Shares of U.S.-listed crypto companies took a hit on Monday, mirroring a significant drop in Bitcoin’s value as rising tariff tensions and fears of a global trade war spurred a broad sell-off in risk assets. Bitcoin plunged by as much as 5.5%, hitting its lowest point of 2025 so far. MicroStrategy (MSTR.O), which holds billions of dollars in Bitcoin on its balance sheet, dropped over 10%, erasing much of its recent gains.
Coinbase (COIN.O) saw a 5% decline, while Robinhood (HOOD.O) fell by as much as 14% after Barclays lowered its price target, citing concerns that ongoing crypto market volatility could impact the company’s transaction revenue for the quarter. However, Robinhood managed to recover some of its losses in the afternoon.
These declines have erased most of the gains seen since Donald Trump’s election victory in November, highlighting the challenges facing the crypto sector months after it surged on the promise of making the U.S. the “crypto capital of the world.”
“Risk-off sentiment is outweighing any optimism about a more favorable environment for cryptocurrencies,” said Susannah Streeter, head of money and markets at Hargreaves Lansdown.

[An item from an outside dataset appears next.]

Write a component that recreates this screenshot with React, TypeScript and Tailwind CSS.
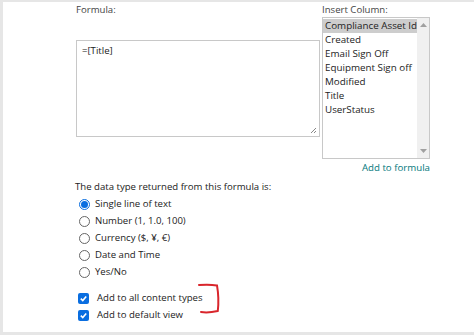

Although crypto firms are not directly impacted by the new tariffs, they are still feeling the ripple effects as steep trade barriers, the highest in over a century, dampen investor confidence across various markets. Billionaire investor Bill Ackman warned on Sunday that the U.S. could be heading into an “economic nuclear winter.”
The sell-off may also raise doubts about Bitcoin’s reputation as a safe haven in times of economic turmoil. For years, advocates have promoted Bitcoin as a hedge against market volatility and currency devaluation.
“Crypto is not as unique as it may seem. It’s just another risk asset. If it’s going to be truly useful, it needs to decouple from these broader market trends,” said crypto entrepreneur Trevor Koverko.